TASK DIRECTIONS
Print the listing below in its entirety, character for character.

DATA EXCERPT
◆ ◆ ◆ ◆
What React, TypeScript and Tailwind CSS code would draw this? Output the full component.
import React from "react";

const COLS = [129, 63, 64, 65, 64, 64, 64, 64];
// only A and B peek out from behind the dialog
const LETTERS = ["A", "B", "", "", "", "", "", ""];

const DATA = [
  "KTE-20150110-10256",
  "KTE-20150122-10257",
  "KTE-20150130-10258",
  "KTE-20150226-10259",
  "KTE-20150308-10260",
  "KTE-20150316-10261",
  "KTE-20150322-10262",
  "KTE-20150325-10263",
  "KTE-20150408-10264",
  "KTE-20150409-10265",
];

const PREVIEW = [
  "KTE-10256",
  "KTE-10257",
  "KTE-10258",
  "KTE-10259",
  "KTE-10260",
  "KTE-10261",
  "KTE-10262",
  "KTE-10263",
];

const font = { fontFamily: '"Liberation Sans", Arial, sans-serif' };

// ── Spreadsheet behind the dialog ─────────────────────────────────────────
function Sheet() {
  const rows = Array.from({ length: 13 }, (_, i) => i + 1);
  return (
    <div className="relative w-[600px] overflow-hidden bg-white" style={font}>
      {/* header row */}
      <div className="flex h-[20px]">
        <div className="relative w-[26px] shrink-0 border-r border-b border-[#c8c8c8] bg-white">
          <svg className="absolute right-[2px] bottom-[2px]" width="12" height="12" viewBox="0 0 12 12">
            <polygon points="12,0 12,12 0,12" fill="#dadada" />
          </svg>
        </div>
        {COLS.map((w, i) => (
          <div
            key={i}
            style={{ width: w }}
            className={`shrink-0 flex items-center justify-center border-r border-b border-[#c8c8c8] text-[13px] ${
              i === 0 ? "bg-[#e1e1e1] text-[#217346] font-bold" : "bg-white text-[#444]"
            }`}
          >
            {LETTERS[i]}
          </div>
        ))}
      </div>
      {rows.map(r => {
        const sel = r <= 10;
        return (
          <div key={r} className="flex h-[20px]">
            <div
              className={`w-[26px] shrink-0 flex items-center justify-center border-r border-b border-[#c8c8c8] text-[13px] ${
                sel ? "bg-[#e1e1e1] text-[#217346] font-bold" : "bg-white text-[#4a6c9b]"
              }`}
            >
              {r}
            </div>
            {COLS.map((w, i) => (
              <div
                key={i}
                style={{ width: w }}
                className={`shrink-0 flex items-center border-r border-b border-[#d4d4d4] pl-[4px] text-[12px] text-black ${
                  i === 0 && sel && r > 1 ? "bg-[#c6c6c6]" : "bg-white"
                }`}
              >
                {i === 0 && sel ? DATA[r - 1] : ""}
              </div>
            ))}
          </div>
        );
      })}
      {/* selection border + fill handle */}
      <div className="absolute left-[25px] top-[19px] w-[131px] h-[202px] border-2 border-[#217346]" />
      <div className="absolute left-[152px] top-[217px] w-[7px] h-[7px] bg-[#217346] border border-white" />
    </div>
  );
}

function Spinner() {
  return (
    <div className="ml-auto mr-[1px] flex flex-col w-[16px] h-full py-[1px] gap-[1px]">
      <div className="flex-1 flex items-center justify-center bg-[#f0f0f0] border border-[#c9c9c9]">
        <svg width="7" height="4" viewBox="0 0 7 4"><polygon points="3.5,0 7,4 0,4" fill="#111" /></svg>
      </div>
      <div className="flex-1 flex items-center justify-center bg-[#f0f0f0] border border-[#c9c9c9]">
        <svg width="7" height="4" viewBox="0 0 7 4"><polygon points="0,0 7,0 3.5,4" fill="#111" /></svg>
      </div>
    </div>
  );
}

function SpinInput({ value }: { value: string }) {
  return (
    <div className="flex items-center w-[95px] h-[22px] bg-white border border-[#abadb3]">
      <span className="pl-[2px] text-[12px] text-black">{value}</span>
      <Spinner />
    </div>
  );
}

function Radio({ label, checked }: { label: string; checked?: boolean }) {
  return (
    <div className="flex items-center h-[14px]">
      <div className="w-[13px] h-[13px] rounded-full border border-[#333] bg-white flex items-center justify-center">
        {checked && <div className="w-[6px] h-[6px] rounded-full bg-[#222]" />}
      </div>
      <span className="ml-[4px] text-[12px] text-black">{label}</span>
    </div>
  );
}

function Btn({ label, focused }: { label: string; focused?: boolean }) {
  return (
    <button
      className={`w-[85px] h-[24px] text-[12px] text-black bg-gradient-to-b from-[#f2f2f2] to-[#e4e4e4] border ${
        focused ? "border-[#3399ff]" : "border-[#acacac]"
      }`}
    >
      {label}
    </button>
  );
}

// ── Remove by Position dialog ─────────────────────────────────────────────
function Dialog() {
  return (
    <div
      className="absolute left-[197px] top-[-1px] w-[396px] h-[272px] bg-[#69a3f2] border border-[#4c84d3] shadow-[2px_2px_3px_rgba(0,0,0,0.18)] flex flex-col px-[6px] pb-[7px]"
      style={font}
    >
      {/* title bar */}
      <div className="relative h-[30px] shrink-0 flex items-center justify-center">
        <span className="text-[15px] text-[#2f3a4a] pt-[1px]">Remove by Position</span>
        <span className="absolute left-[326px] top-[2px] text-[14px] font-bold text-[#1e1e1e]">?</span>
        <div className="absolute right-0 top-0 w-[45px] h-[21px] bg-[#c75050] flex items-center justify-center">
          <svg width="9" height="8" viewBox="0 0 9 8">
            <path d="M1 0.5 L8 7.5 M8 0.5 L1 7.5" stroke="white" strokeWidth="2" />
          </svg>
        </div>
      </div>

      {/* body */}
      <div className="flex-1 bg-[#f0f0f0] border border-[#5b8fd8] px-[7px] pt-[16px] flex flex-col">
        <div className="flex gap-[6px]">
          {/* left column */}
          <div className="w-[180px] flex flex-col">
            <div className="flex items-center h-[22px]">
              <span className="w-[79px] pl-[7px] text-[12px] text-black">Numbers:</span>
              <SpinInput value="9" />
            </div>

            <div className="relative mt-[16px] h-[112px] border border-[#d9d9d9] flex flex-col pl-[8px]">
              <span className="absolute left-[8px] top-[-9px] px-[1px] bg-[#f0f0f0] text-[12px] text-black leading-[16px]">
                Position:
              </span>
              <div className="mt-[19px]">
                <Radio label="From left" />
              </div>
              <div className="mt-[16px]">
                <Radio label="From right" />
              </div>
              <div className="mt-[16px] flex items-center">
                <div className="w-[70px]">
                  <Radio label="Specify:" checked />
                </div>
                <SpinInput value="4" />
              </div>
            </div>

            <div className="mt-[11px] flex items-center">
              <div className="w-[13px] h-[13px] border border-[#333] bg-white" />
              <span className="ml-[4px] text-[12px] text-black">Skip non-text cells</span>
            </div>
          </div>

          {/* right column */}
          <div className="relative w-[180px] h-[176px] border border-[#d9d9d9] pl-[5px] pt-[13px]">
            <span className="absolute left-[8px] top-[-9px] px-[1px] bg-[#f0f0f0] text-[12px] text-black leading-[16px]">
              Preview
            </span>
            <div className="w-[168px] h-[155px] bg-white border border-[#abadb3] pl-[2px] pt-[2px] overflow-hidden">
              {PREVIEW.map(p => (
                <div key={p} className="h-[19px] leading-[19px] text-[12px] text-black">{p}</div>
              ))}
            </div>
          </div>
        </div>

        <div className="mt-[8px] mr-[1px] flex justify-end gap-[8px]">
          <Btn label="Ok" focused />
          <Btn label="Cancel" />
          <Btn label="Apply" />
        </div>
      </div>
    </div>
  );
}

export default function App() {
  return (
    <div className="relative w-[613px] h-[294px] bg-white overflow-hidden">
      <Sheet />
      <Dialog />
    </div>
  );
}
◆ ◆ ◆ ◆
SOLUTION FOR THIS PROBLEM
What React, TypeScript and Tailwind CSS code would draw this? Output the full component.
import React from "react";

const COLS = [129, 63, 64, 65, 64, 64, 64, 64];
// only A and B peek out from behind the dialog
const LETTERS = ["A", "B", "", "", "", "", "", ""];

const DATA = [
  "KTE-20150110-10256",
  "KTE-20150122-10257",
  "KTE-20150130-10258",
  "KTE-20150226-10259",
  "KTE-20150308-10260",
  "KTE-20150316-10261",
  "KTE-20150322-10262",
  "KTE-20150325-10263",
  "KTE-20150408-10264",
  "KTE-20150409-10265",
];

const PREVIEW = [
  "KTE-10256",
  "KTE-10257",
  "KTE-10258",
  "KTE-10259",
  "KTE-10260",
  "KTE-10261",
  "KTE-10262",
  "KTE-10263",
];

const font = { fontFamily: '"Liberation Sans", Arial, sans-serif' };

// ── Spreadsheet behind the dialog ─────────────────────────────────────────
function Sheet() {
  const rows = Array.from({ length: 13 }, (_, i) => i + 1);
  return (
    <div className="relative w-[600px] overflow-hidden bg-white" style={font}>
      {/* header row */}
      <div className="flex h-[20px]">
        <div className="relative w-[26px] shrink-0 border-r border-b border-[#c8c8c8] bg-white">
          <svg className="absolute right-[2px] bottom-[2px]" width="12" height="12" viewBox="0 0 12 12">
            <polygon points="12,0 12,12 0,12" fill="#dadada" />
          </svg>
        </div>
        {COLS.map((w, i) => (
          <div
            key={i}
            style={{ width: w }}
            className={`shrink-0 flex items-center justify-center border-r border-b border-[#c8c8c8] text-[13px] ${
              i === 0 ? "bg-[#e1e1e1] text-[#217346] font-bold" : "bg-white text-[#444]"
            }`}
          >
            {LETTERS[i]}
          </div>
        ))}
      </div>
      {rows.map(r => {
        const sel = r <= 10;
        return (
          <div key={r} className="flex h-[20px]">
            <div
              className={`w-[26px] shrink-0 flex items-center justify-center border-r border-b border-[#c8c8c8] text-[13px] ${
                sel ? "bg-[#e1e1e1] text-[#217346] font-bold" : "bg-white text-[#4a6c9b]"
              }`}
            >
              {r}
            </div>
            {COLS.map((w, i) => (
              <div
                key={i}
                style={{ width: w }}
                className={`shrink-0 flex items-center border-r border-b border-[#d4d4d4] pl-[4px] text-[12px] text-black ${
                  i === 0 && sel && r > 1 ? "bg-[#c6c6c6]" : "bg-white"
                }`}
              >
                {i === 0 && sel ? DATA[r - 1] : ""}
              </div>
            ))}
          </div>
        );
      })}
      {/* selection border + fill handle */}
      <div className="absolute left-[25px] top-[19px] w-[131px] h-[202px] border-2 border-[#217346]" />
      <div className="absolute left-[152px] top-[217px] w-[7px] h-[7px] bg-[#217346] border border-white" />
    </div>
  );
}

function Spinner() {
  return (
    <div className="ml-auto mr-[1px] flex flex-col w-[16px] h-full py-[1px] gap-[1px]">
      <div className="flex-1 flex items-center justify-center bg-[#f0f0f0] border border-[#c9c9c9]">
        <svg width="7" height="4" viewBox="0 0 7 4"><polygon points="3.5,0 7,4 0,4" fill="#111" /></svg>
      </div>
      <div className="flex-1 flex items-center justify-center bg-[#f0f0f0] border border-[#c9c9c9]">
        <svg width="7" height="4" viewBox="0 0 7 4"><polygon points="0,0 7,0 3.5,4" fill="#111" /></svg>
      </div>
    </div>
  );
}

function SpinInput({ value }: { value: string }) {
  return (
    <div className="flex items-center w-[95px] h-[22px] bg-white border border-[#abadb3]">
      <span className="pl-[2px] text-[12px] text-black">{value}</span>
      <Spinner />
    </div>
  );
}

function Radio({ label, checked }: { label: string; checked?: boolean }) {
  return (
    <div className="flex items-center h-[14px]">
      <div className="w-[13px] h-[13px] rounded-full border border-[#333] bg-white flex items-center justify-center">
        {checked && <div className="w-[6px] h-[6px] rounded-full bg-[#222]" />}
      </div>
      <span className="ml-[4px] text-[12px] text-black">{label}</span>
    </div>
  );
}

function Btn({ label, focused }: { label: string; focused?: boolean }) {
  return (
    <button
      className={`w-[85px] h-[24px] text-[12px] text-black bg-gradient-to-b from-[#f2f2f2] to-[#e4e4e4] border ${
        focused ? "border-[#3399ff]" : "border-[#acacac]"
      }`}
    >
      {label}
    </button>
  );
}

// ── Remove by Position dialog ─────────────────────────────────────────────
function Dialog() {
  return (
    <div
      className="absolute left-[197px] top-[-1px] w-[396px] h-[272px] bg-[#69a3f2] border border-[#4c84d3] shadow-[2px_2px_3px_rgba(0,0,0,0.18)] flex flex-col px-[6px] pb-[7px]"
      style={font}
    >
      {/* title bar */}
      <div className="relative h-[30px] shrink-0 flex items-center justify-center">
        <span className="text-[15px] text-[#2f3a4a] pt-[1px]">Remove by Position</span>
        <span className="absolute left-[326px] top-[2px] text-[14px] font-bold text-[#1e1e1e]">?</span>
        <div className="absolute right-0 top-0 w-[45px] h-[21px] bg-[#c75050] flex items-center justify-center">
          <svg width="9" height="8" viewBox="0 0 9 8">
            <path d="M1 0.5 L8 7.5 M8 0.5 L1 7.5" stroke="white" strokeWidth="2" />
          </svg>
        </div>
      </div>

      {/* body */}
      <div className="flex-1 bg-[#f0f0f0] border border-[#5b8fd8] px-[7px] pt-[16px] flex flex-col">
        <div className="flex gap-[6px]">
          {/* left column */}
          <div className="w-[180px] flex flex-col">
            <div className="flex items-center h-[22px]">
              <span className="w-[79px] pl-[7px] text-[12px] text-black">Numbers:</span>
              <SpinInput value="9" />
            </div>

            <div className="relative mt-[16px] h-[112px] border border-[#d9d9d9] flex flex-col pl-[8px]">
              <span className="absolute left-[8px] top-[-9px] px-[1px] bg-[#f0f0f0] text-[12px] text-black leading-[16px]">
                Position:
              </span>
              <div className="mt-[19px]">
                <Radio label="From left" />
              </div>
              <div className="mt-[16px]">
                <Radio label="From right" />
              </div>
              <div className="mt-[16px] flex items-center">
                <div className="w-[70px]">
                  <Radio label="Specify:" checked />
                </div>
                <SpinInput value="4" />
              </div>
            </div>

            <div className="mt-[11px] flex items-center">
              <div className="w-[13px] h-[13px] border border-[#333] bg-white" />
              <span className="ml-[4px] text-[12px] text-black">Skip non-text cells</span>
            </div>
          </div>

          {/* right column */}
          <div className="relative w-[180px] h-[176px] border border-[#d9d9d9] pl-[5px] pt-[13px]">
            <span className="absolute left-[8px] top-[-9px] px-[1px] bg-[#f0f0f0] text-[12px] text-black leading-[16px]">
              Preview
            </span>
            <div className="w-[168px] h-[155px] bg-white border border-[#abadb3] pl-[2px] pt-[2px] overflow-hidden">
              {PREVIEW.map(p => (
                <div key={p} className="h-[19px] leading-[19px] text-[12px] text-black">{p}</div>
              ))}
            </div>
          </div>
        </div>

        <div className="mt-[8px] mr-[1px] flex justify-end gap-[8px]">
          <Btn label="Ok" focused />
          <Btn label="Cancel" />
          <Btn label="Apply" />
        </div>
      </div>
    </div>
  );
}

export default function App() {
  return (
    <div className="relative w-[613px] h-[294px] bg-white overflow-hidden">
      <Sheet />
      <Dialog />
    </div>
  );
}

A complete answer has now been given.